● Material for this exercise:
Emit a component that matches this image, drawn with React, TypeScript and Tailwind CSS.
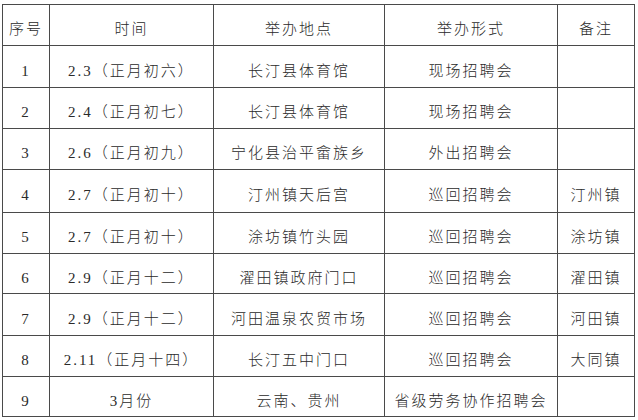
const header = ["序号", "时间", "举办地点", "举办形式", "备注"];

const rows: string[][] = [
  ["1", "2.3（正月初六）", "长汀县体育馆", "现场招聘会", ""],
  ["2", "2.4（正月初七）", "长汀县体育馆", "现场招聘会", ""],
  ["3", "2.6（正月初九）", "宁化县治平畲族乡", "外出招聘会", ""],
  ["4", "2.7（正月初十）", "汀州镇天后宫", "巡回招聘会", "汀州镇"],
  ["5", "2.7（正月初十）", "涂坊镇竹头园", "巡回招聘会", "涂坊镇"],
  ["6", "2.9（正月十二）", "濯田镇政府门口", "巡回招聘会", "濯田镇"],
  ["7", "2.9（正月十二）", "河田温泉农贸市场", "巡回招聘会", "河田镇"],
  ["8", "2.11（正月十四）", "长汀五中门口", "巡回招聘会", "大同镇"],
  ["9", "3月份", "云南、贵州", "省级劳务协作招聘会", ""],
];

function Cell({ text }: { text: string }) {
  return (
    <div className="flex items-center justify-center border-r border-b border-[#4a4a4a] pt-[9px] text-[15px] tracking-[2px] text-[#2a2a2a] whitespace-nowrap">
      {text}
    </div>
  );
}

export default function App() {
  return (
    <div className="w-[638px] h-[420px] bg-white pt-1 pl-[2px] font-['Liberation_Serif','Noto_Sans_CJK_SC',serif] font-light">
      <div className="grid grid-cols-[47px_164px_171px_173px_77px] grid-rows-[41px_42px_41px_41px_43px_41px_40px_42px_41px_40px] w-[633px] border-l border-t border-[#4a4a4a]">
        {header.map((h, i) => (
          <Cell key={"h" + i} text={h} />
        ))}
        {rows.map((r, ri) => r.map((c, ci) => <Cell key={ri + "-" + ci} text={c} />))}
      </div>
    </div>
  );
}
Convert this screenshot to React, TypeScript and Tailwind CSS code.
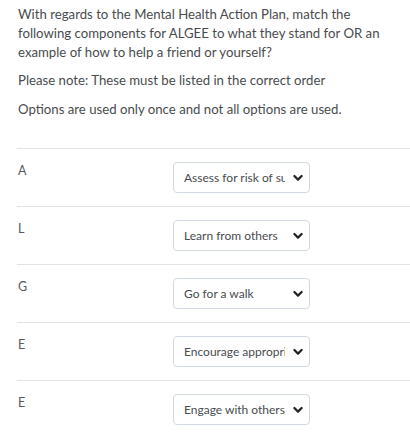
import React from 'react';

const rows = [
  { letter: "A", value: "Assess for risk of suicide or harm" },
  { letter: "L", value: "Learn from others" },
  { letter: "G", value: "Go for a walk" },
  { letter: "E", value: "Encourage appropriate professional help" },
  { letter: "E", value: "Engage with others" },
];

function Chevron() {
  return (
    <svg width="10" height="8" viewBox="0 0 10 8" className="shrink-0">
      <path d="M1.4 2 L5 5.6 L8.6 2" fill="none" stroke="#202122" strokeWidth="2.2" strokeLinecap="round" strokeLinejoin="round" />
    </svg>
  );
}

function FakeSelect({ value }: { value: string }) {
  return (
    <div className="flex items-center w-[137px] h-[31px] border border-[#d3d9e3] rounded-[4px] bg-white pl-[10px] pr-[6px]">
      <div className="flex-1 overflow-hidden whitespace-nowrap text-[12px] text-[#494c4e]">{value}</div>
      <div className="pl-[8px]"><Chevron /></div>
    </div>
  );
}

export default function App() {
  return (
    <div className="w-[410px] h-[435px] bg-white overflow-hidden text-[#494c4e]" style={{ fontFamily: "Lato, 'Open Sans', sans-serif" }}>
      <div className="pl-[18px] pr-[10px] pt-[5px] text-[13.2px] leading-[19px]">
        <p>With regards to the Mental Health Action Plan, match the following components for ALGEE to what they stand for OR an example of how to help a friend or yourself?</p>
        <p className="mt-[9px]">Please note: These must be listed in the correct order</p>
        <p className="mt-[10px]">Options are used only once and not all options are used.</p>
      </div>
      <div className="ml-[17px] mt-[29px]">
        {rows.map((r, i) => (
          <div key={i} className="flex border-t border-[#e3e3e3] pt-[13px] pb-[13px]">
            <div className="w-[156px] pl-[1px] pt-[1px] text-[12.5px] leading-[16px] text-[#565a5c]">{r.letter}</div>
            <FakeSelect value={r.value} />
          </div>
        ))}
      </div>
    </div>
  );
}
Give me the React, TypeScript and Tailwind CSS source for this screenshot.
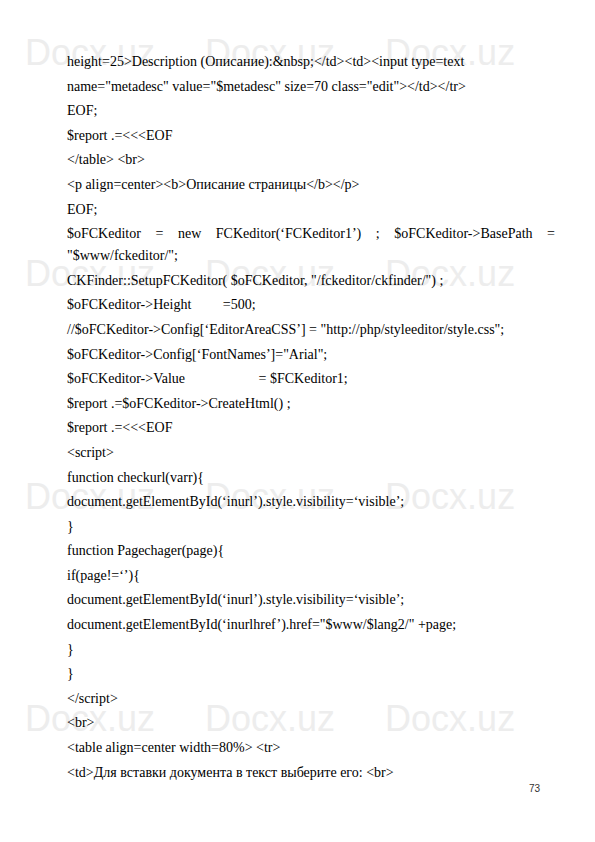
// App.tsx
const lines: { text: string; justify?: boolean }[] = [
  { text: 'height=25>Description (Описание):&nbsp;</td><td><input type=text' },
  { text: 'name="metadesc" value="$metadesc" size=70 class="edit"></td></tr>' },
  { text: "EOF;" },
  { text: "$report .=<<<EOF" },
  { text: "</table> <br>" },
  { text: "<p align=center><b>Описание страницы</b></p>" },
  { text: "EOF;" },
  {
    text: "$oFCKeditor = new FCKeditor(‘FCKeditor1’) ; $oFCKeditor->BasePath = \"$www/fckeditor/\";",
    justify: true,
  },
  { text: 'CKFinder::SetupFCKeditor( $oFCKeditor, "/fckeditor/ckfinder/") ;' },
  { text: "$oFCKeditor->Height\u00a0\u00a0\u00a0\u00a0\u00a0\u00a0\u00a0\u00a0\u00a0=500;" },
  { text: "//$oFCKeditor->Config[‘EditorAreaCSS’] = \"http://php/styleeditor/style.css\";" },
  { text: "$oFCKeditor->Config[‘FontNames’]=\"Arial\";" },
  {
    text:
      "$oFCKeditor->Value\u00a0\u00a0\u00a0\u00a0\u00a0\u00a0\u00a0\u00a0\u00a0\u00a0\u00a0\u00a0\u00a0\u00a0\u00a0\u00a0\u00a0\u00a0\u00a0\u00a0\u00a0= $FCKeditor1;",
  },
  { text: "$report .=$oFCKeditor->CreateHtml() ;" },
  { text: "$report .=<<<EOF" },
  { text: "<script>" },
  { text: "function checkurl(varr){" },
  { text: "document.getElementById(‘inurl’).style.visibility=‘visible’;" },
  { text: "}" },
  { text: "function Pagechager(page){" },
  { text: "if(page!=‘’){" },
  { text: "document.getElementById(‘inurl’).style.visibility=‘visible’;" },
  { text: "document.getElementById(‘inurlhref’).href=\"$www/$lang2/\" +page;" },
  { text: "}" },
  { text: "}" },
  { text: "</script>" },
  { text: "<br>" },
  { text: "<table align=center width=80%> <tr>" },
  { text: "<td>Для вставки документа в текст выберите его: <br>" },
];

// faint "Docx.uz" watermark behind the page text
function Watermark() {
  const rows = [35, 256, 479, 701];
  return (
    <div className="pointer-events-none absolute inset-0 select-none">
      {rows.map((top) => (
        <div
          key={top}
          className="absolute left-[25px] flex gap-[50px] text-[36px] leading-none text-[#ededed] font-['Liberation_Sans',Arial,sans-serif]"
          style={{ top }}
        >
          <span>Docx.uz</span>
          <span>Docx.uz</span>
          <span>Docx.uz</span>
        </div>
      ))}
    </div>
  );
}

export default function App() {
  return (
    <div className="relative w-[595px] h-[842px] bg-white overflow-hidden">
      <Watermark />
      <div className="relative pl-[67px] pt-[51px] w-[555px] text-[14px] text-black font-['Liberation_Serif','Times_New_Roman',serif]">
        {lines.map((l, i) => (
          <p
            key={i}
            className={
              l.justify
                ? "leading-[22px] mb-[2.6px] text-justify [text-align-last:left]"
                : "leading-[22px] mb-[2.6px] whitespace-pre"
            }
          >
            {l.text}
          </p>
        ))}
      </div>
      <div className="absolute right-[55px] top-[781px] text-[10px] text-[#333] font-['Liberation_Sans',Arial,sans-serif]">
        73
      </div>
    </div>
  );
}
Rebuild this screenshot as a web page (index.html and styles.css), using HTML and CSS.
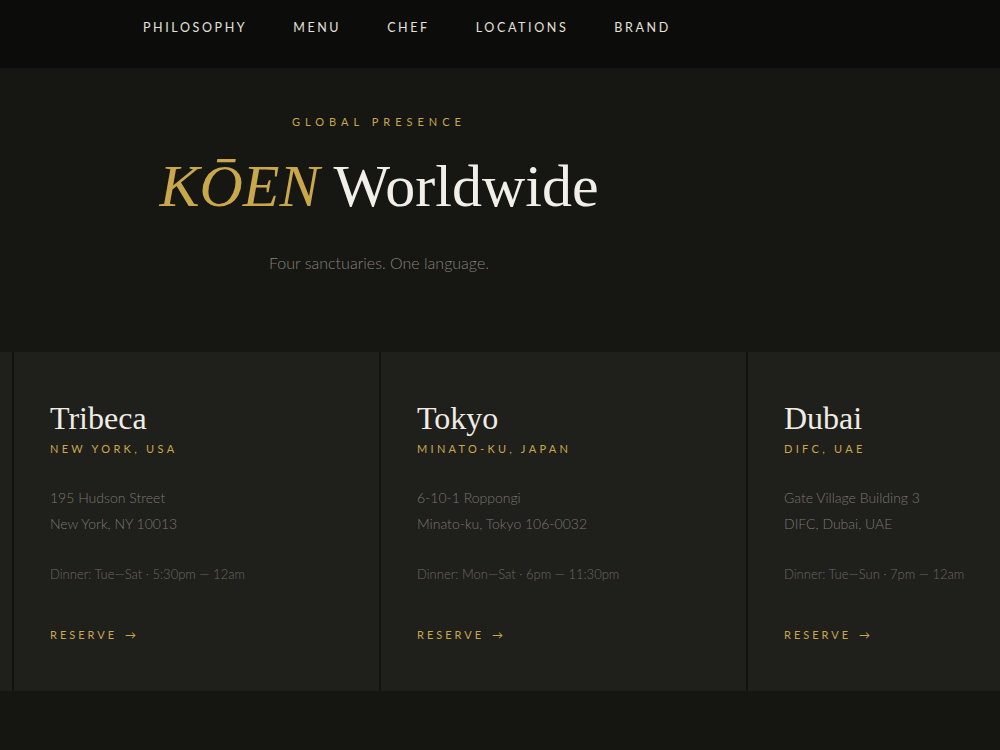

● Work to do: Make an exact copy of the records shown above, without the pictures.

● Expected output:
Emit a component that matches this image, drawn with React, TypeScript and Tailwind CSS.
const header = ["序号", "时间", "举办地点", "举办形式", "备注"];

const rows: string[][] = [
  ["1", "2.3（正月初六）", "长汀县体育馆", "现场招聘会", ""],
  ["2", "2.4（正月初七）", "长汀县体育馆", "现场招聘会", ""],
  ["3", "2.6（正月初九）", "宁化县治平畲族乡", "外出招聘会", ""],
  ["4", "2.7（正月初十）", "汀州镇天后宫", "巡回招聘会", "汀州镇"],
  ["5", "2.7（正月初十）", "涂坊镇竹头园", "巡回招聘会", "涂坊镇"],
  ["6", "2.9（正月十二）", "濯田镇政府门口", "巡回招聘会", "濯田镇"],
  ["7", "2.9（正月十二）", "河田温泉农贸市场", "巡回招聘会", "河田镇"],
  ["8", "2.11（正月十四）", "长汀五中门口", "巡回招聘会", "大同镇"],
  ["9", "3月份", "云南、贵州", "省级劳务协作招聘会", ""],
];

function Cell({ text }: { text: string }) {
  return (
    <div className="flex items-center justify-center border-r border-b border-[#4a4a4a] pt-[9px] text-[15px] tracking-[2px] text-[#2a2a2a] whitespace-nowrap">
      {text}
    </div>
  );
}

export default function App() {
  return (
    <div className="w-[638px] h-[420px] bg-white pt-1 pl-[2px] font-['Liberation_Serif','Noto_Sans_CJK_SC',serif] font-light">
      <div className="grid grid-cols-[47px_164px_171px_173px_77px] grid-rows-[41px_42px_41px_41px_43px_41px_40px_42px_41px_40px] w-[633px] border-l border-t border-[#4a4a4a]">
        {header.map((h, i) => (
          <Cell key={"h" + i} text={h} />
        ))}
        {rows.map((r, ri) => r.map((c, ci) => <Cell key={ri + "-" + ci} text={c} />))}
      </div>
    </div>
  );
}
Convert this screenshot to React, TypeScript and Tailwind CSS code.
import React from 'react';

const rows = [
  { letter: "A", value: "Assess for risk of suicide or harm" },
  { letter: "L", value: "Learn from others" },
  { letter: "G", value: "Go for a walk" },
  { letter: "E", value: "Encourage appropriate professional help" },
  { letter: "E", value: "Engage with others" },
];

function Chevron() {
  return (
    <svg width="10" height="8" viewBox="0 0 10 8" className="shrink-0">
      <path d="M1.4 2 L5 5.6 L8.6 2" fill="none" stroke="#202122" strokeWidth="2.2" strokeLinecap="round" strokeLinejoin="round" />
    </svg>
  );
}

function FakeSelect({ value }: { value: string }) {
  return (
    <div className="flex items-center w-[137px] h-[31px] border border-[#d3d9e3] rounded-[4px] bg-white pl-[10px] pr-[6px]">
      <div className="flex-1 overflow-hidden whitespace-nowrap text-[12px] text-[#494c4e]">{value}</div>
      <div className="pl-[8px]"><Chevron /></div>
    </div>
  );
}

export default function App() {
  return (
    <div className="w-[410px] h-[435px] bg-white overflow-hidden text-[#494c4e]" style={{ fontFamily: "Lato, 'Open Sans', sans-serif" }}>
      <div className="pl-[18px] pr-[10px] pt-[5px] text-[13.2px] leading-[19px]">
        <p>With regards to the Mental Health Action Plan, match the following components for ALGEE to what they stand for OR an example of how to help a friend or yourself?</p>
        <p className="mt-[9px]">Please note: These must be listed in the correct order</p>
        <p className="mt-[10px]">Options are used only once and not all options are used.</p>
      </div>
      <div className="ml-[17px] mt-[29px]">
        {rows.map((r, i) => (
          <div key={i} className="flex border-t border-[#e3e3e3] pt-[13px] pb-[13px]">
            <div className="w-[156px] pl-[1px] pt-[1px] text-[12.5px] leading-[16px] text-[#565a5c]">{r.letter}</div>
            <FakeSelect value={r.value} />
          </div>
        ))}
      </div>
    </div>
  );
}
Give me the React, TypeScript and Tailwind CSS source for this screenshot.
// App.tsx
const lines: { text: string; justify?: boolean }[] = [
  { text: 'height=25>Description (Описание):&nbsp;</td><td><input type=text' },
  { text: 'name="metadesc" value="$metadesc" size=70 class="edit"></td></tr>' },
  { text: "EOF;" },
  { text: "$report .=<<<EOF" },
  { text: "</table> <br>" },
  { text: "<p align=center><b>Описание страницы</b></p>" },
  { text: "EOF;" },
  {
    text: "$oFCKeditor = new FCKeditor(‘FCKeditor1’) ; $oFCKeditor->BasePath = \"$www/fckeditor/\";",
    justify: true,
  },
  { text: 'CKFinder::SetupFCKeditor( $oFCKeditor, "/fckeditor/ckfinder/") ;' },
  { text: "$oFCKeditor->Height\u00a0\u00a0\u00a0\u00a0\u00a0\u00a0\u00a0\u00a0\u00a0=500;" },
  { text: "//$oFCKeditor->Config[‘EditorAreaCSS’] = \"http://php/styleeditor/style.css\";" },
  { text: "$oFCKeditor->Config[‘FontNames’]=\"Arial\";" },
  {
    text:
      "$oFCKeditor->Value\u00a0\u00a0\u00a0\u00a0\u00a0\u00a0\u00a0\u00a0\u00a0\u00a0\u00a0\u00a0\u00a0\u00a0\u00a0\u00a0\u00a0\u00a0\u00a0\u00a0\u00a0= $FCKeditor1;",
  },
  { text: "$report .=$oFCKeditor->CreateHtml() ;" },
  { text: "$report .=<<<EOF" },
  { text: "<script>" },
  { text: "function checkurl(varr){" },
  { text: "document.getElementById(‘inurl’).style.visibility=‘visible’;" },
  { text: "}" },
  { text: "function Pagechager(page){" },
  { text: "if(page!=‘’){" },
  { text: "document.getElementById(‘inurl’).style.visibility=‘visible’;" },
  { text: "document.getElementById(‘inurlhref’).href=\"$www/$lang2/\" +page;" },
  { text: "}" },
  { text: "}" },
  { text: "</script>" },
  { text: "<br>" },
  { text: "<table align=center width=80%> <tr>" },
  { text: "<td>Для вставки документа в текст выберите его: <br>" },
];

// faint "Docx.uz" watermark behind the page text
function Watermark() {
  const rows = [35, 256, 479, 701];
  return (
    <div className="pointer-events-none absolute inset-0 select-none">
      {rows.map((top) => (
        <div
          key={top}
          className="absolute left-[25px] flex gap-[50px] text-[36px] leading-none text-[#ededed] font-['Liberation_Sans',Arial,sans-serif]"
          style={{ top }}
        >
          <span>Docx.uz</span>
          <span>Docx.uz</span>
          <span>Docx.uz</span>
        </div>
      ))}
    </div>
  );
}

export default function App() {
  return (
    <div className="relative w-[595px] h-[842px] bg-white overflow-hidden">
      <Watermark />
      <div className="relative pl-[67px] pt-[51px] w-[555px] text-[14px] text-black font-['Liberation_Serif','Times_New_Roman',serif]">
        {lines.map((l, i) => (
          <p
            key={i}
            className={
              l.justify
                ? "leading-[22px] mb-[2.6px] text-justify [text-align-last:left]"
                : "leading-[22px] mb-[2.6px] whitespace-pre"
            }
          >
            {l.text}
          </p>
        ))}
      </div>
      <div className="absolute right-[55px] top-[781px] text-[10px] text-[#333] font-['Liberation_Sans',Arial,sans-serif]">
        73
      </div>
    </div>
  );
}
Rebuild this screenshot as a web page (index.html and styles.css), using HTML and CSS.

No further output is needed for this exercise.